Effect of voltage and droplet size on electrical ignition characteristics of ADN-based liquid propellant droplet

Abstract

To remove the dependence of ammonium dinitramide (ADN)-based liquid space engine on the catalyst, a new thermal ignition method was developed for ADN-based liquid propellant resistant to ignition. Experiments of ADN-based liquid monopropellant droplets were carried out in a constant-volume chamber. Ignition delay time and combustion duration were defined to study the electrical ignition characteristics of single droplet. The results show that the ADN-based liquid propellant droplets could be ignited using the current thermal effect of droplets after electrification at appropriate voltage. Droplets were accompanied by bubble formation and gases escape from the droplets during evaporation, decomposition, and combustion.
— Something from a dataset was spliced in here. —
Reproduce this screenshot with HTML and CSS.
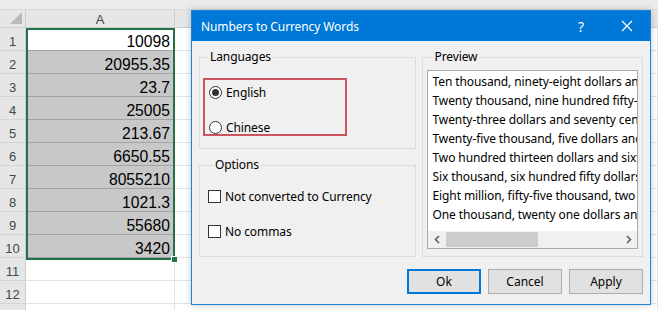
FILE: index.html
```html
<!DOCTYPE html>
<html lang="en">
<head>
	<meta charset="UTF-8">
	<title>Numbers to Currency Words</title>
	<link rel="stylesheet" href="styles.css">
</head>
<body>
	<div class="sheet">
		<div class="ribbon"></div>
		<div class="grid">
			<div class="corner"><span class="tri"></span></div>
			<div class="colhead">A</div>
			<div class="colhead last"></div>

			<div class="rowhead">1</div><div class="cell active">10098</div><div class="cell blank"></div>
			<div class="rowhead">2</div><div class="cell">20955.35</div><div class="cell blank"></div>
			<div class="rowhead">3</div><div class="cell">23.7</div><div class="cell blank"></div>
			<div class="rowhead">4</div><div class="cell">25005</div><div class="cell blank"></div>
			<div class="rowhead">5</div><div class="cell">213.67</div><div class="cell blank"></div>
			<div class="rowhead">6</div><div class="cell">6650.55</div><div class="cell blank"></div>
			<div class="rowhead">7</div><div class="cell">8055210</div><div class="cell blank"></div>
			<div class="rowhead">8</div><div class="cell">1021.3</div><div class="cell blank"></div>
			<div class="rowhead">9</div><div class="cell">55680</div><div class="cell blank"></div>
			<div class="rowhead">10</div><div class="cell">3420</div><div class="cell blank"></div>
			<div class="rowhead">11</div><div class="cell blank"></div><div class="cell blank"></div>
			<div class="rowhead">12</div><div class="cell blank"></div><div class="cell blank"></div>
			<div class="rowhead">13</div><div class="cell blank"></div><div class="cell blank"></div>

			<!-- selection range A1:A10 -->
			<div class="selection"><span class="handle"></span></div>
		</div>
	</div>

	<div class="dialog">
		<div class="titlebar">
			<span class="title">Numbers to Currency Words</span>
			<span class="tbtn help">?</span>
			<span class="tbtn">
				<svg width="12" height="12" viewBox="0 0 12 12"><path d="M1 1 L11 11 M11 1 L1 11" stroke="#fff" stroke-width="1.2" fill="none"/></svg>
			</span>
		</div>
		<div class="dbody">
			<div class="cols">
				<div class="leftcol">
					<fieldset class="group lang">
						<legend>Languages</legend>
						<div class="mark">
							<label class="opt"><span class="radio on"></span>English</label>
							<label class="opt"><span class="radio"></span>Chinese</label>
						</div>
					</fieldset>
					<fieldset class="group opts">
						<legend>Options</legend>
						<label class="opt"><span class="check"></span>Not converted to Currency</label>
						<label class="opt"><span class="check"></span>No commas</label>
					</fieldset>
				</div>
				<fieldset class="group preview">
					<legend>Preview</legend>
					<div class="listbox">
						<div class="lines">
							<div>Ten thousand, ninety-eight dollars and no cents</div>
							<div>Twenty thousand, nine hundred fifty-five dollars and thirty-five cents</div>
							<div>Twenty-three dollars and seventy cents</div>
							<div>Twenty-five thousand, five dollars and no cents</div>
							<div>Two hundred thirteen dollars and sixty-seven cents</div>
							<div>Six thousand, six hundred fifty dollars and fifty-five cents</div>
							<div>Eight million, fifty-five thousand, two hundred ten dollars and no cents</div>
							<div>One thousand, twenty one dollars and thirty cents</div>
						</div>
						<div class="hscroll">
							<span class="arrow">
								<svg width="6" height="9" viewBox="0 0 6 9"><path d="M5 1 L1.5 4.5 L5 8" stroke="#606060" stroke-width="1.6" fill="none"/></svg>
							</span>
							<div class="track"><span class="thumb"></span></div>
							<span class="arrow">
								<svg width="6" height="9" viewBox="0 0 6 9"><path d="M1 1 L4.5 4.5 L1 8" stroke="#606060" stroke-width="1.6" fill="none"/></svg>
							</span>
						</div>
					</div>
				</fieldset>
			</div>
			<div class="buttons">
				<button class="btn default">Ok</button>
				<button class="btn">Cancel</button>
				<button class="btn">Apply</button>
			</div>
		</div>
	</div>
</body>
</html>
```

FILE: styles.css
```css
body{
	margin:0;
	width:658px;
	height:310px;
	overflow:hidden;
	position:relative;
	background:#fff;
	font-family:"Noto Sans", sans-serif;
}

/* 表格部分 */
.ribbon{
	height:10px;
	background:#ebebeb;
	border-bottom:1px solid #dadada;
	box-sizing:border-box;
}
.grid{
	display:grid;
	grid-template-columns:26px 149px 1fr;
	grid-template-rows:18px;
	grid-auto-rows:23px;
	position:relative;
}
.corner{
	background:#e6e6e6;
	border-right:1px solid #cfcfcf;
	border-bottom:1px solid #cfcfcf;
	box-sizing:border-box;
	position:relative;
}
.tri{
	position:absolute;
	right:3px;
	bottom:3px;
	width:0;
	height:0;
	border-left:12px solid transparent;
	border-bottom:12px solid #b9b9b9;
}
.colhead{
	background:#e6e6e6;
	border-right:1px solid #cfcfcf;
	border-bottom:1px solid #cfcfcf;
	box-sizing:border-box;
	text-align:center;
	font-family:"Liberation Sans", sans-serif;
	font-size:13px;
	line-height:16px;
	padding-top:2px;
	color:#444;
}
.colhead.last{
	border-right:none;
}
.rowhead{
	background:#e6e6e6;
	border-right:1px solid #cfcfcf;
	border-bottom:1px solid #d4d4d4;
	box-sizing:border-box;
	text-align:center;
	font-family:"Liberation Sans", sans-serif;
	font-size:13px;
	line-height:20px;
	padding-top:4px;
	color:#3c4a48;
}
.cell{
	background:#c8c8c8;
	border-bottom:1px solid #a3a3a3;
	box-sizing:border-box;
	text-align:right;
	padding:3px 5px 0 0;
	font-family:"Liberation Sans", sans-serif;
	font-size:15.7px;
	line-height:21px;
	color:#000;
}
.cell.active{
	background:#fff;
}
.cell.blank{
	background:#fff;
	border-bottom:1px solid #e2e2e2;
	border-right:1px solid #e2e2e2;
}
.selection{
	position:absolute;
	left:26px;
	top:18px;
	width:149px;
	height:232px;
	border:2px solid #217346;
	box-sizing:border-box;
}
.handle{
	position:absolute;
	right:-5px;
	bottom:-5px;
	width:5px;
	height:5px;
	background:#217346;
	border:1px solid #fff;
}

/* 对话框 */
.dialog{
	position:absolute;
	left:191px;
	top:10px;
	width:460px;
	height:295px;
	border:1px solid #1c84d8;
	box-sizing:border-box;
	background:#f0f0f0;
	box-shadow:0 0 7px rgba(0,0,0,0.22);
	color:#000;
	font-size:12px;
	letter-spacing:-0.1px;
}
.titlebar{
	height:30px;
	background:#0078d7;
	display:flex;
	align-items:center;
	color:#fff;
}
.title{
	padding-left:9px;
	flex:1;
	font-size:12px;
}
.tbtn{
	width:46px;
	height:30px;
	display:flex;
	align-items:center;
	justify-content:center;
}
.help{
	font-size:14px;
}
.dbody{
	padding:8px 7px 0 7px;
}
.cols{
	display:flex;
	gap:6px;
}
.leftcol{
	width:218px;
	display:flex;
	flex-direction:column;
	gap:8px;
}
.group{
	margin:0;
	padding:0 3px;
	border:1px solid #dcdcdc;
	box-sizing:border-box;
	min-width:0;
}
.group legend{
	margin-left:5px;
	padding:0 2px;
	line-height:16px;
}
.lang{
	height:100px;
}
.opts{
	height:100px;
	padding-left:8px;
	padding-top:13px;
}
.preview{
	width:221px;
	height:208px;
	padding:5px 4px 0 4px;
}
.mark{
	margin-top:13px;
	width:144px;
	height:58px;
	border:2px solid #cd5561;
	box-sizing:border-box;
	padding:2px 0 0 4px;
}
.opt{
	display:flex;
	align-items:center;
	height:20px;
	gap:4px;
}
.mark .opt + .opt{
	margin-top:15px;
}
.opts .opt + .opt{
	margin-top:15px;
}
.radio{
	width:13px;
	height:13px;
	border:1px solid #333;
	border-radius:50%;
	background:#fff;
	box-sizing:border-box;
	position:relative;
}
.radio.on::after{
	content:"";
	position:absolute;
	left:2px;
	top:2px;
	width:7px;
	height:7px;
	border-radius:50%;
	background:#333;
}
.check{
	width:13px;
	height:13px;
	border:1px solid #333;
	background:#fff;
	box-sizing:border-box;
}
.listbox{
	height:179px;
	border:1px solid #a9a9a9;
	background:#fff;
	box-sizing:border-box;
	display:flex;
	flex-direction:column;
}
.lines{
	flex:1;
	overflow:hidden;
	padding:1px 0 0 4px;
	white-space:nowrap;
	line-height:19px;
	color:#000;
}
.hscroll{
	height:17px;
	background:#f0f0f0;
	display:flex;
	align-items:center;
}
.arrow{
	width:17px;
	height:17px;
	display:flex;
	align-items:center;
	justify-content:center;
}
.track{
	flex:1;
	height:15px;
}
.thumb{
	display:block;
	width:92px;
	height:15px;
	margin-left:1px;
	background:#cdcdcd;
}
.buttons{
	display:flex;
	justify-content:flex-end;
	gap:7px;
	margin-top:12px;
	padding-right:0;
}
.btn{
	width:74px;
	height:25px;
	border:1px solid #adadad;
	background:#e1e1e1;
	font-family:"Noto Sans", sans-serif;
	font-size:12px;
	color:#000;
	padding:0;
}
.btn.default{
	border:2px solid #0078d7;
}
```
With the increase in voltages, the ignition delay time and combustion duration of ADN-based liquid propellant droplets decreased with the increase in voltage overall when the initial volumes of droplets were 4.189 μL. The ignition delay time of droplets increased with the increase in the initial volume of droplet. The combustion duration of droplets showed fluctuant variation trend with the increase in the initial volume of droplet. When the initial volume of droplet increased to a certain extent, combustion self-sustainment could not be achieved at the later stage of combustion.